▶ [Supplied material]:
= = = = =

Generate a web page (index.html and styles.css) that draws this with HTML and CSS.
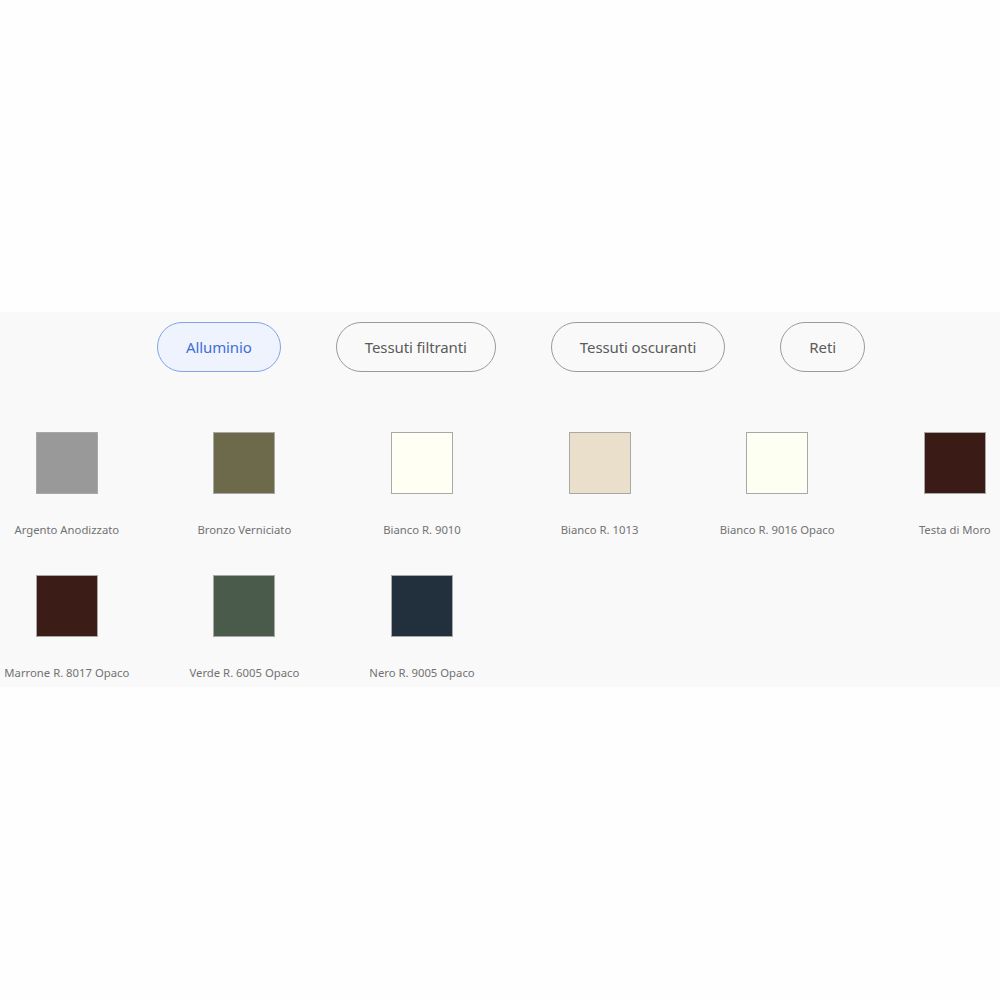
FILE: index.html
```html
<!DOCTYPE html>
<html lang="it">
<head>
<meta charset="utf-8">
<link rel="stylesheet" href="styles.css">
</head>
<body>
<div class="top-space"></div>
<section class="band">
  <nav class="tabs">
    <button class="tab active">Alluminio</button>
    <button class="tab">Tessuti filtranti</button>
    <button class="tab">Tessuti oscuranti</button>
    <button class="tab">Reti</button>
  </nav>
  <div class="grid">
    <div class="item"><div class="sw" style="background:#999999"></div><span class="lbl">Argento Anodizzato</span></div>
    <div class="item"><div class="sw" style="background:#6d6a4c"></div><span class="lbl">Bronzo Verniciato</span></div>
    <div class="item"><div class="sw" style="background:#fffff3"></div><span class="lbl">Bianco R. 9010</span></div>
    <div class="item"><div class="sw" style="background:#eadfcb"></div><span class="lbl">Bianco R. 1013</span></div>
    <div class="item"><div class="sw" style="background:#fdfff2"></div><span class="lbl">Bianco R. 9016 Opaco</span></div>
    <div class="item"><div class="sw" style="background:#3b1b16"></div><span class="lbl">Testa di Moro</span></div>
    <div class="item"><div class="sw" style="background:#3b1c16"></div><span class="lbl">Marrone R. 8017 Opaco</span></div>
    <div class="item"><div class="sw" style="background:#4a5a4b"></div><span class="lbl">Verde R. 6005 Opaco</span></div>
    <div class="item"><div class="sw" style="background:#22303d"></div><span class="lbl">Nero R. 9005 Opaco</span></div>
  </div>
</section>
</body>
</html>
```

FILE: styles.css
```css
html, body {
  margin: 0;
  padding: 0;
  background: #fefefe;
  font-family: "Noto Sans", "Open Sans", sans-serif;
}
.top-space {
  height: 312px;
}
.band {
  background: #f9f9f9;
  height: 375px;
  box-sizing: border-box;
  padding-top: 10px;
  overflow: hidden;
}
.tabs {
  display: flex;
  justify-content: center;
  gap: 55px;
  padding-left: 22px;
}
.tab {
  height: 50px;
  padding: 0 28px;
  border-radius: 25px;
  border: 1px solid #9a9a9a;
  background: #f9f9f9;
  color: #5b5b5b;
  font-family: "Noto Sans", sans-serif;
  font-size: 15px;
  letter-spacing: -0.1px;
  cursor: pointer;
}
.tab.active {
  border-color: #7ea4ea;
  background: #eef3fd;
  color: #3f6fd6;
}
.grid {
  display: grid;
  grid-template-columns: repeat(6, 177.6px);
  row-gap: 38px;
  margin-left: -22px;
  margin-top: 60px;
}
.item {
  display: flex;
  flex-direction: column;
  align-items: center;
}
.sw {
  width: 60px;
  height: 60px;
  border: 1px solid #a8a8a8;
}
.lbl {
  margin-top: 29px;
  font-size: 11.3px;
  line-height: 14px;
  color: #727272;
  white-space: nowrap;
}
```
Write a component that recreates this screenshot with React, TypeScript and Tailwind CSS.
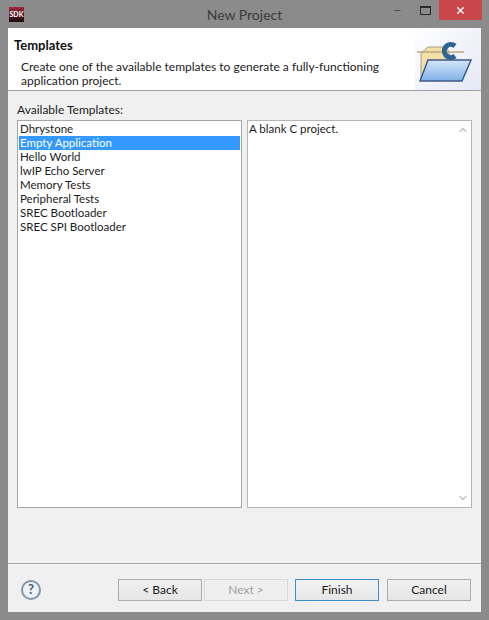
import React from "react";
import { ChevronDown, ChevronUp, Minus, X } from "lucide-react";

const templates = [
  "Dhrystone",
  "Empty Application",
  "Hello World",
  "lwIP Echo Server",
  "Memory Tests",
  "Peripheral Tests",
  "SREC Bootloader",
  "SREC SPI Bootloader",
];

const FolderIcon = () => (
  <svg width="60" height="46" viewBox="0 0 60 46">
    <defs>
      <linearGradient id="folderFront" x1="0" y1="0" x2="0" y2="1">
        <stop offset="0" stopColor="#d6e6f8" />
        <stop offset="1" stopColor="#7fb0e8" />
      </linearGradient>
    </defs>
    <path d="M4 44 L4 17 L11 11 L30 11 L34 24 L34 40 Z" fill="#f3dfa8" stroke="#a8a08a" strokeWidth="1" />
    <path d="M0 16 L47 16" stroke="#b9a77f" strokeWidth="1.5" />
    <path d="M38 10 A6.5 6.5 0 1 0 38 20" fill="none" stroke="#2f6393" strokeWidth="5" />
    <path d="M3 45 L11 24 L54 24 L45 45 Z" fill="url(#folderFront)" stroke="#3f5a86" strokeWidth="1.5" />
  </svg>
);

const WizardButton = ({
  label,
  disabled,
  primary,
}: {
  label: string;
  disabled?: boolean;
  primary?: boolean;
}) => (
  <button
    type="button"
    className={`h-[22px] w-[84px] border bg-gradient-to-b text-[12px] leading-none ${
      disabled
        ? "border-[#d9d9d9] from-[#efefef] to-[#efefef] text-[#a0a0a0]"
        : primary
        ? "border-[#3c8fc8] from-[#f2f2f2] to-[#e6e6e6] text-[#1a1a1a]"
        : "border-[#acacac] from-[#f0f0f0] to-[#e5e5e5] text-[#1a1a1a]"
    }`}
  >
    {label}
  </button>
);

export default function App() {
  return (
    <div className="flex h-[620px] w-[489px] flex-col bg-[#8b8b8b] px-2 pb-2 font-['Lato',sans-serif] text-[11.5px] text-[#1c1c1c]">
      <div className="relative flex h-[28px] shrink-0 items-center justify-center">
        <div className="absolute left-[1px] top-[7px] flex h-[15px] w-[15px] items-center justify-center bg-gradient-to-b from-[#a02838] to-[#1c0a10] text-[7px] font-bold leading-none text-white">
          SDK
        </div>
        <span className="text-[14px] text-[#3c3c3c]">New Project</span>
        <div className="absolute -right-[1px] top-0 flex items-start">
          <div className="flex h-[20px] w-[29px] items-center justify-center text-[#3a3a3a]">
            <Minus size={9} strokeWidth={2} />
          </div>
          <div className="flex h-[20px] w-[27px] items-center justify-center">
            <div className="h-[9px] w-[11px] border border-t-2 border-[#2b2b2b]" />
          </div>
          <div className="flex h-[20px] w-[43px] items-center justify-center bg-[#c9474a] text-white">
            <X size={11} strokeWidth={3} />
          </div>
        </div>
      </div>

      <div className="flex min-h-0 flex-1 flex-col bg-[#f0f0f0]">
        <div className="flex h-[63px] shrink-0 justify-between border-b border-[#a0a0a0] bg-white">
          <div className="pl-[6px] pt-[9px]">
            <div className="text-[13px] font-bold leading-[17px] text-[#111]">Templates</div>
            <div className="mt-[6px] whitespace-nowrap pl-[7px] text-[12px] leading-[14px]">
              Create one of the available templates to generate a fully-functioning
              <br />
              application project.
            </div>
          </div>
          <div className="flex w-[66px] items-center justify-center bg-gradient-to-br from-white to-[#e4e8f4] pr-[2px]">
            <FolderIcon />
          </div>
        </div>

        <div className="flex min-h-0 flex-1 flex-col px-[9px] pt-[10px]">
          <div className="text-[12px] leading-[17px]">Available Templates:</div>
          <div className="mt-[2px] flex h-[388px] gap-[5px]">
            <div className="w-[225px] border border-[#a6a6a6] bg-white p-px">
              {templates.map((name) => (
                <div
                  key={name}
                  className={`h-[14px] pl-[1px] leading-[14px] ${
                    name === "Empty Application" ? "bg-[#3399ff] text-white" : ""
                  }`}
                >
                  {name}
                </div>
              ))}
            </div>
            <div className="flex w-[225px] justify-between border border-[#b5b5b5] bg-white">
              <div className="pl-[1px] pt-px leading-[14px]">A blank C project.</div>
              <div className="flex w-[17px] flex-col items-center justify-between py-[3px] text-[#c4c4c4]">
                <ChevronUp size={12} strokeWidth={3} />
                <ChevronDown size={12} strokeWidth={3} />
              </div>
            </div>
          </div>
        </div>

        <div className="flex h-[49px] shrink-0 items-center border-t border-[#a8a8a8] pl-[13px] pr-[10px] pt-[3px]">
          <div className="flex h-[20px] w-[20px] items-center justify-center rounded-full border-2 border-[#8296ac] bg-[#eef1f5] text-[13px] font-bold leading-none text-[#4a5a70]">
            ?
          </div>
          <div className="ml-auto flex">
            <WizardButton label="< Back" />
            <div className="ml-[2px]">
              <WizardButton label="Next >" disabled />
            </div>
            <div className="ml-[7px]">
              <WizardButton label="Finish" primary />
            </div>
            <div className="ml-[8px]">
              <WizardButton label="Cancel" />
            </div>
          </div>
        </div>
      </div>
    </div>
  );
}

= = = = =

▶ [Work to be completed]:
Collect the lines of the records that include the string "index".

▶ [Exercise output]:
Generate a web page (index.html and styles.css) that draws this with HTML and CSS.
FILE: index.html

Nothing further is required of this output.